Однако «закат» античного капитализма не означает для М. Вебера «конца» истории Запада. «…Теперь, — пишет он, — в период, следующий за окончательным уничтожением города-государства всемирной военной монархией все более и более выступает на первый план одно явление, которое представляет собою, по-видимому, нечто совсем новое: сельское феодальное поместье (Grundherrschaft)»; плюс «колоны, прикрепленные к земле» (2, 51). Не возникает ли здесь впечатление, что автор «Аграрной истории Древнего мира» просто-напросто переворачивает традиционную со времен социально-философского просветительства, которому отдал дань и К. Маркс, схему исторического прогресса», поменяв местами на его лестнице «капитализм» и «феодализм»? Или здесь несколько завуалированное следование контовско-спенсеровской схеме перехода от «военных» обществ к «промышленным»? Судя по всему, М. Вебер не принял бы ни первого, ни второго варианта возможного истолкования его социологии истории уже по одному тому, что он решительно отвергал как прогрессизм, так и регрессизм с их одинаково однолинейным видением социально-исторического процесса. Не случайно он, говоря о том, что «сельское феодальное поместье» есть «нечто совсем новое», ставит перед этими словами дистанцирующее «по-видимому», которое существенным образом трансформирует смысл сказанного, подчеркивая уже в следующей фразе, что его возникновение лишь «кажется чем-то абсолютно новым» (там же). А в самом начале следующего абзаца утверждается, что «на самом деле» такого рода поместья «решительно никогда не переставали существовать. Только область их господства сузилась, и их универсальное значение со времен городской монархии (Burgenkonigtum) надолго чрезвычайно уменьшилось». Дело в том, что «абсолютно новым» это явление могло представляться лишь на фоне целой эпохи развития и процветания античных городов-государств средиземноморского побережья. Между тем в «обширных континентальных областях», где не было городов, «без сомнения всегда существовали феодальные поместья в более или менее развитом виде…» (Там же).
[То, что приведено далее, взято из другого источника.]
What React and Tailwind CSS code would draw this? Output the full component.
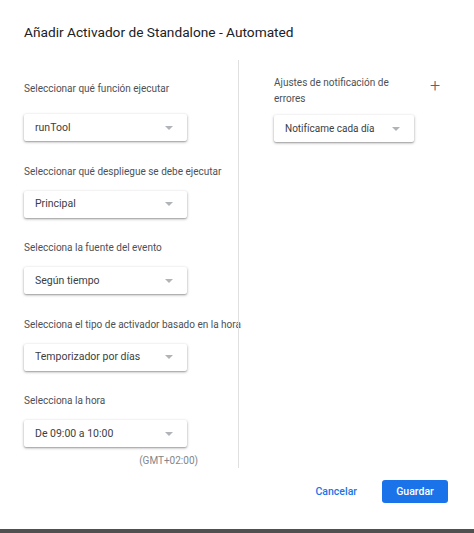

Как видим, вместо восходящей линии общественного прогресса, на которой за первобытным обществом следует рабовладельческое, за рабовладельческим — феодальное, за феодальным — капиталистическое, чтобы смениться социалистические или чем-то вроде того, веберовская социология истории предлагает нечто подобное не вполне упорядоченному волнообразному движению, в процессе которого некоторые «привилегированные» (скажем так) формы хозяйства всплывают вновь и вновь, — вспыхивая как огонь, «мерами возгорающийся и мерами затухающий» (если не задушаемый противодействующими силами социально-экономической инерции, в качестве каковой у М. Вебера чаще всего фигурирует именно бюрократия.) При этом, как он подчеркивает, вновь возвращаясь к этому мотиву в заключение своей книги, «…Пригнетение частной экономической инициативы бюрократией не есть специфическая особенность античного мира» (2, 389). Ибо вопрос стоит гораздо шире, глобальнее.